MIDLAND NATIONAL LIFE INSURANCE COMPANY v. TURNER

United States District Court, Southern District of Alabama (2007)

Facts

Issue

Holding — Hand, S.J.

Rule

Reasoning

Deep Dive: How the Court Reached Its Decision

Court's Determination of Beneficiary Designation

The court determined that Karon Turner was entitled to the proceeds from the $900,000 life insurance policy because Wallace Turner had properly designated her as the primary beneficiary through a formal application. The evidence demonstrated that he executed a "Client Services Request" and an "Application For Policy Change" on September 25, 1987, which explicitly named Karon as the primary beneficiary. The court emphasized that Wallace had undertaken all necessary steps to effectuate this designation, thereby fulfilling the requirements of the policy and Alabama law regarding beneficiary changes. Witness testimony from Wallace’s insurance agent confirmed that Wallace understood Karon to be the beneficiary, further solidifying the court’s conclusion that Karon was rightfully entitled to the insurance proceeds.

Expiration of Alice Turner's Vested Interest

The court found that Alice Turner’s claims to the insurance proceeds were invalid because her vested interest in receiving such benefits lapsed on February 1, 1989, when Wallace Turner’s obligation to maintain life insurance for her benefit ended. At that point, Wallace was no longer bound by the divorce decree to keep Alice as a beneficiary, which allowed him the freedom to designate Karon as the beneficiary of the new policy. The court noted that Alice's reliance on the divorce agreement did not hold as she had no equitable interest after the specified date, and there was no evidence that Wallace intended to retain any obligation to Alice regarding insurance proceeds post-1989. This lack of vested interest meant that Alice could not challenge the validity of the subsequent beneficiary designations made by Wallace.

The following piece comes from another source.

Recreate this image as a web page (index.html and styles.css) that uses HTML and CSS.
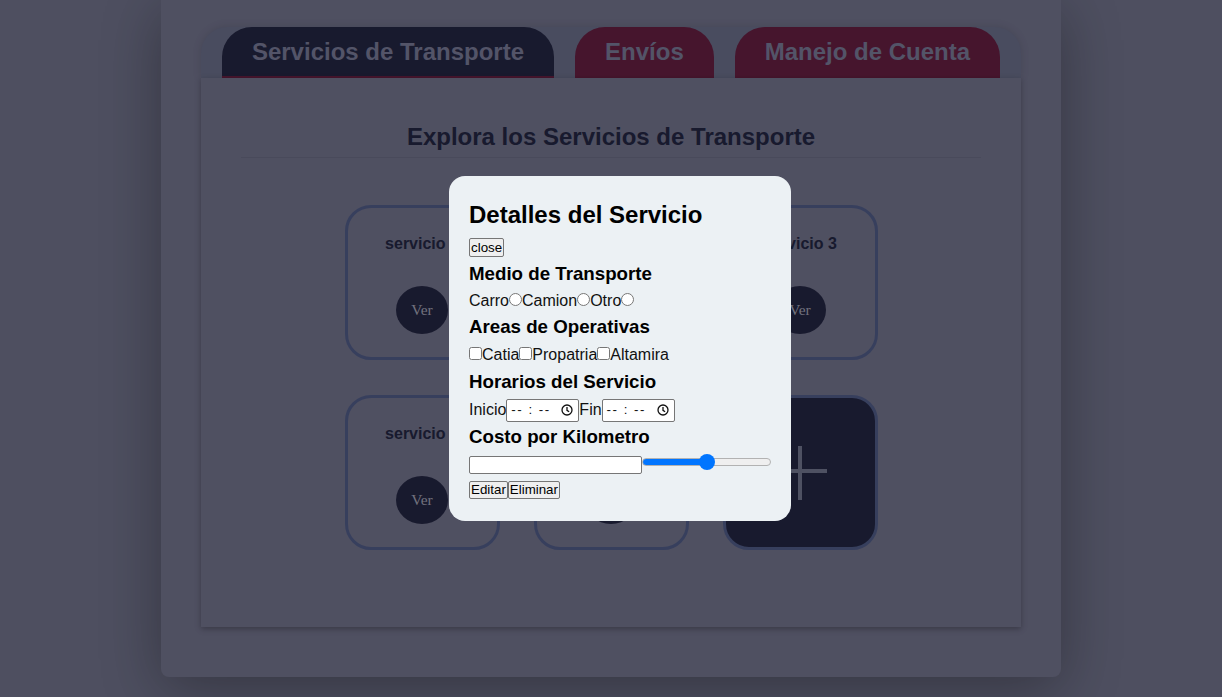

Waiver of Policy Requirements by Midland

The court ruled that Midland National Life Insurance Company waived its requirements for a formal change of beneficiary by initiating the interpleader action. By interpleading the insurance proceeds, Midland effectively relinquished strict adherence to the policy’s beneficiary change requirements, allowing the court to determine the rightful recipient. The court referenced established legal principles that indicated an insurer could waive compliance with policy provisions, particularly in cases where beneficiary designations were contested. This waiver further solidified Karon's claim, as the insurer acknowledged the dispute and sought judicial resolution rather than adhering strictly to policy formalities.

Application of the Substantial Compliance Doctrine

The court applied the substantial compliance doctrine, which holds that a change of beneficiary can be recognized if the insured has done everything possible to effectuate the change, even if all formalities are not followed. In this case, Wallace Turner had taken significant steps to ensure Karon was recognized as the beneficiary, such as submitting the relevant applications and maintaining clear communication with his insurance agent. The court concluded that Wallace's intent was evident through his actions and decisions, which demonstrated his commitment to providing for Karon after his obligations to Alice had ended. This doctrine was critical in affirming Karon’s rights to the policy proceeds despite the lack of strict adherence to every procedural requirement.

Alice Turner's Lack of Notification and Its Implications

The court addressed Alice Turner's argument regarding her lack of notification about the 1999 lawsuit against Midland, finding it inconsequential to the outcome of the case. Regardless of her awareness of the litigation, the settlement agreement reached by Wallace and Karon with Midland clearly established Karon's entitlement to the $900,000 proceeds. The court emphasized that Alice’s vested interest had already expired, and thus she had no standing to contest the settlement or the beneficiary designation. The court held that the agreement confirmed Karon’s rights and did not require Alice’s involvement or consent, further reinforcing Karon’s claim to the insurance benefits.